Uprooted Review: Kasia should have been the main character

From the very moment Agnieszka and Sarkan met in Naomi Novik’s new book Uprooted, I knew they were going to get together.

In the heat of casting a spell, Agnieszka and the Dragon (Sarkan as he is also known) fall clumsily over one another landing in a heap of sweaty magical sex. The Cantrip, or magic spell, they were casting washes over onto them as they embrace in a moment that’s been a long time in coming.

I was sitting in a park reading the book when it started to describe his thin fingers plying their way around her body and Agnieszka’s desire to stop him, but also her desire to continue undoing his pants

At this point my eyes start to dart around and I start to sweat a little as people walk past me. The sexy time fades as they come to their senses, but it really left me wondering why the scene had to be included.

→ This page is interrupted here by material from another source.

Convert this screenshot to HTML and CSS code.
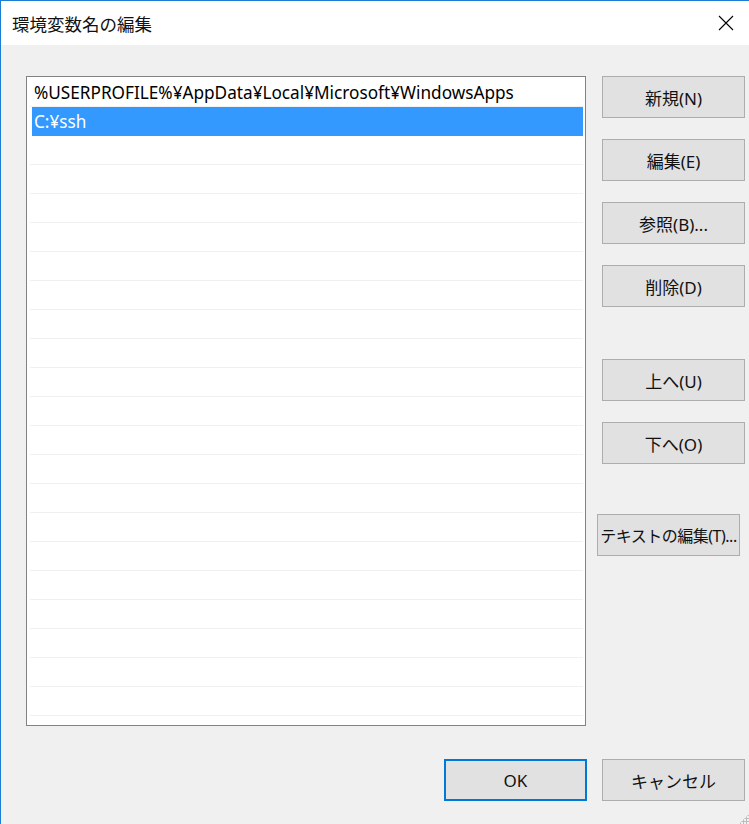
FILE: index.html
```html
<!DOCTYPE html>
<html lang="ja">
<head>
    <meta charset="UTF-8">
    <title>環境変数名の編集</title>
    <link rel="stylesheet" href="styles.css">
</head>
<body>
    <div class="window">
        <div class="title-bar">
            <span class="title">環境変数名の編集</span>
            <svg class="close" width="16" height="16" viewBox="0 0 16 16">
                <path d="M1 1 L15 15 M15 1 L1 15" stroke="#000" stroke-width="1.1" fill="none"/>
            </svg>
        </div>

        <div class="content">
            <div class="main">
                <div class="path-list">
                    <div class="row">%USERPROFILE%¥AppData¥Local¥Microsoft¥WindowsApps</div>
                    <div class="row selected">C:¥ssh</div>
                    <div class="row"></div>
                    <div class="row"></div>
                    <div class="row"></div>
                    <div class="row"></div>
                    <div class="row"></div>
                    <div class="row"></div>
                    <div class="row"></div>
                    <div class="row"></div>
                    <div class="row"></div>
                    <div class="row"></div>
                    <div class="row"></div>
                    <div class="row"></div>
                    <div class="row"></div>
                    <div class="row"></div>
                    <div class="row"></div>
                    <div class="row"></div>
                    <div class="row"></div>
                    <div class="row"></div>
                    <div class="row"></div>
                    <div class="row"></div>
                </div>

                <div class="side-buttons">
                    <button class="btn">新規(N)</button>
                    <button class="btn">編集(E)</button>
                    <button class="btn">参照(B)...</button>
                    <button class="btn">削除(D)</button>
                    <button class="btn group-gap">上へ(U)</button>
                    <button class="btn">下へ(O)</button>
                    <button class="btn text-edit">テキストの編集(T)...</button>
                </div>
            </div>

            <div class="footer">
                <button class="btn default">OK</button>
                <button class="btn">キャンセル</button>
            </div>
        </div>

        <div class="grip"></div>
    </div>
</body>
</html>
```

FILE: styles.css
```css
html, body {
    margin: 0;
    padding: 0;
}

body {
    width: 749px;
    height: 824px;
    overflow: hidden;
    font-family: "Noto Sans", "Noto Sans CJK JP", sans-serif;
    font-size: 16px;
    color: #000;
    background-color: #f0f0f0;
}

.window {
    position: relative;
    height: 823px;
    border-top: 1px solid #1a7fd4;
    border-left: 1px solid #1a7fd4;
    background-color: #f0f0f0;
}

.title-bar {
    height: 44px;
    background-color: #fff;
    display: flex;
    align-items: center;
    justify-content: space-between;
    padding: 0 15px 0 11px;
}

.title {
    font-family: "Noto Sans CJK JP", sans-serif;
    font-size: 17.5px;
    color: #111;
}

.close {
    display: block;
}

.content {
    padding: 31px 4px 0 25px;
}

.main {
    display: flex;
    align-items: flex-start;
}

.path-list {
    width: 559px;
    height: 647px;
    border: 1px solid #828282;
    background-color: #fff;
    padding: 1px 2px 0 2px;
    overflow: hidden;
}

.row {
    height: 28px;
    line-height: 29px;
    font-size: 17.2px;
    border-bottom: 1px solid #f0f0f0;
    margin-left: 1px;
    padding-left: 4px;
    white-space: nowrap;
}

.row.selected {
    background-color: #3399ff;
    color: #fff;
    margin-left: 3px;
    padding-left: 2px;
    border-bottom-color: #3399ff;
}

.side-buttons {
    display: flex;
    flex-direction: column;
    align-items: flex-end;
    gap: 21px;
    margin-left: 16px;
    width: 143px;
}

.btn {
    width: 143px;
    height: 42px;
    background-color: #e1e1e1;
    border: 1px solid #adadad;
    border-radius: 0;
    font-family: "Noto Sans", "Noto Sans CJK JP", sans-serif;
    font-size: 17px;
    color: #111;
    padding: 0;
    margin: 0;
}

.group-gap {
    margin-top: 31px;
}

.text-edit {
    margin-top: 29px;
    margin-right: 5px;
    font-size: 16px;
    letter-spacing: -0.5px;
}

.footer {
    display: flex;
    justify-content: flex-end;
    gap: 15px;
    margin-top: 33px;
}

.btn.default {
    border: 2px solid #0078d7;
}

.grip {
    position: absolute;
    right: 0;
    bottom: 0;
    width: 10px;
    height: 10px;
    background-image: radial-gradient(circle, #bdbdbd 1px, transparent 1.2px);
    background-size: 3px 3px;
    clip-path: polygon(100% 0, 100% 100%, 0 100%);
}
```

Why would Agnieszka, even in the heat of the moment, get entangled with a wizard who is centuries older than her? Is she just completely alone and afraid, so she’s reaching out to anyone for comfort? Is she in love with Sarkan? Could it be Stockholm syndrome?

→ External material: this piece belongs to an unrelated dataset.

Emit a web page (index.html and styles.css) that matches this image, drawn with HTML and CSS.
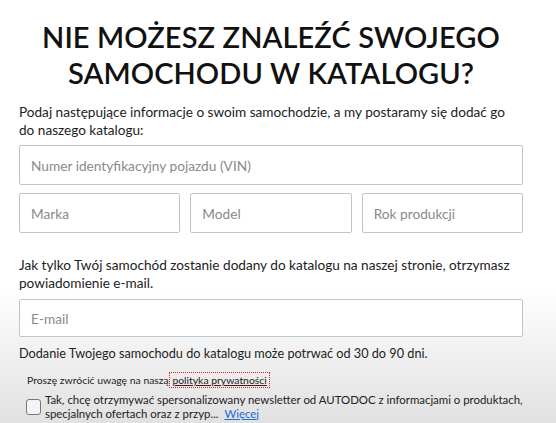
FILE: index.html
```html
<!DOCTYPE html>
<html lang="pl">
<head>
<meta charset="utf-8">
<link rel="stylesheet" href="styles.css">
</head>
<body>
<div class="page">
  <h1 class="title">NIE MOŻESZ ZNALEŹĆ SWOJEGO<br>SAMOCHODU W KATALOGU?</h1>
  <p class="lead">Podaj następujące informacje o swoim samochodzie, a my postaramy się dodać go do naszego katalogu:</p>
  <div class="field">Numer identyfikacyjny pojazdu (VIN)</div>
  <div class="row3">
    <div class="field">Marka</div>
    <div class="field">Model</div>
    <div class="field">Rok produkcji</div>
  </div>
  <p class="lead second">Jak tylko Twój samochód zostanie dodany do katalogu na naszej stronie, otrzymasz powiadomienie e-mail.</p>
  <div class="field email">E-mail</div>
  <p class="note">Dodanie Twojego samochodu do katalogu może potrwać od 30 do 90 dni.</p>
  <p class="privacy">Proszę zwrócić uwagę na naszą <span class="plink">polityka prywatności</span></p>
  <div class="consent">
    <span class="box"></span>
    <span class="ctext">Tak, chcę otrzymywać spersonalizowany newsletter od AUTODOC z informacjami o produktach, specjalnych ofertach oraz z przyp... <a class="more">Więcej</a></span>
  </div>
</div>
</body>
</html>
```
FILE: styles.css
```css
html, body { margin: 0; padding: 0; }
body {
  width: 556px;
  height: 423px;
  overflow: hidden;
  font-family: "Lato", "Liberation Sans", sans-serif;
  color: #222;
  background: linear-gradient(to bottom, #ffffff 0px, #ffffff 290px, #e1e1e1 423px);
}
.page {
  padding: 19px 33px 0 19px;
  display: flex;
  flex-direction: column;
}
.title {
  margin: 0;
  text-align: center;
  font-family: "Lato", sans-serif;
  font-weight: 600;
  font-size: 29px;
  line-height: 36px;
  letter-spacing: 0.1px;
  color: #111;
}
.lead {
  margin: 12px 0 6px 0;
  font-size: 13.6px;
  line-height: 18px;
  color: #222;
}
.lead.second { margin-top: 23px; margin-bottom: 7px; }
.field {
  box-sizing: border-box;
  height: 40px;
  border: 1px solid #bcc6cf;
  border-radius: 2px;
  background: #fff;
  padding: 0 11px;
  display: flex;
  align-items: center;
  font-size: 13.7px;
  color: #8a8a8a;
}
.row3 {
  display: grid;
  grid-template-columns: 1fr 1fr 1fr;
  column-gap: 10px;
  margin-top: 8px;
}
.email { height: 38px; }
.note {
  margin: 7px 0 0 0;
  font-size: 12.7px;
  line-height: 18px;
  color: #222;
}
.privacy {
  margin: 11px 0 0 8px;
  font-size: 10.4px;
  line-height: 14px;
  color: #222;
}
.plink {
  text-decoration: underline;
  outline: 1px dotted #e02020;
  outline-offset: 1px;
  padding: 0 1px;
}
.consent {
  display: flex;
  align-items: center;
  gap: 4px;
  margin: 6px 0 0 7px;
}
.box {
  flex: none;
  width: 13px;
  height: 14px;
  border: 1px solid #777;
  border-radius: 3px;
  background: #f4f4f4;
}
.ctext {
  font-size: 11.4px;
  line-height: 13.5px;
  color: #222;
}
.more { color: #1a6fd0; text-decoration: underline; margin-left: 3px; }
```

Well it’s a little bit of all three it seems, which makes me question how reviews have portrayed Agnieszka as a strong female protagonist.

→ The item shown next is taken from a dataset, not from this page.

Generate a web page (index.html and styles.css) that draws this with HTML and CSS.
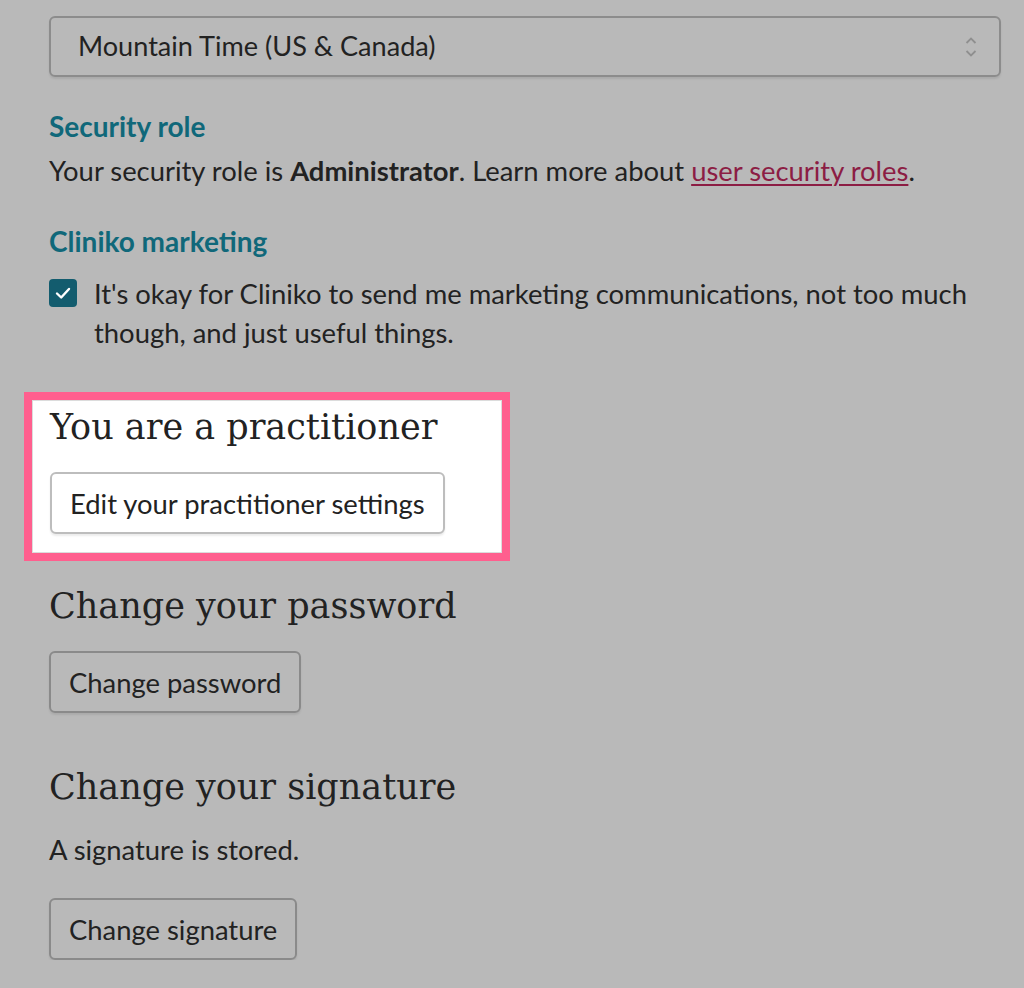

She’s constantly thinking about the Dragon even though he’s verbally abused her for the better part of a year and even when she rebuffs him he usually finds a way to win the argument by making it seem like it was his idea to start with.

I want to save people from The Wood’s corruption! You can’t you idiot! I just saved someone from The Wood’s corruption! Well it’s a good idea I sent you in there, so use this magic potion and you’ll see just how great of a wizard I am! And so on.

He’s made her into a servant and he does whatever he can to hold her back with the noble reasoning that using magic unwisely could bring about her untimely demise even though he put her into this position in the first place by making her his apprentice. He could have just left her magical talents alone instead of making her even more indentured to him and she could have just escaped the tower seeing as how abusive he is.

End the cycle of women being taken from the village. Maybe then he’d actually just pay servants to work at his tower. And yet the Dragon has his reasons for doing this as he explains much later in the book and I won’t get into as it’s in spoiler territory.

It’s best to start back at the beginning.

Living in a small village on the outskirt of a larger city, Agnieszka was one of group of young ladies who were trotted out in front of the Dragon to be chosen as his servant.

The young woman who enters into his tower stays there for 10 years before being released; however, they’re never quite the same. They always leave country life amid murmurs that they were most definitely taken by the Dragon as they head for the big cities to become trophy wives of the men in the court.

It’s a tradition that Agnieszka knows little about and she’s extremely surprised when she’s taken over the other candidates, especially her best friend Kasia.

Kasia is a young woman who was groomed to be the ideal candidate. She can sing, she can dance, she can cook; she has manners, she has beautiful blonde hair, and she’s just the perfect captive. Agnieszka was her best friend and also a tomboy in the village. She once ran into the wilderness on adventures, she never wanted to learn how to cook or clean, and she certainly wouldn’t be the Dragon’s first pick.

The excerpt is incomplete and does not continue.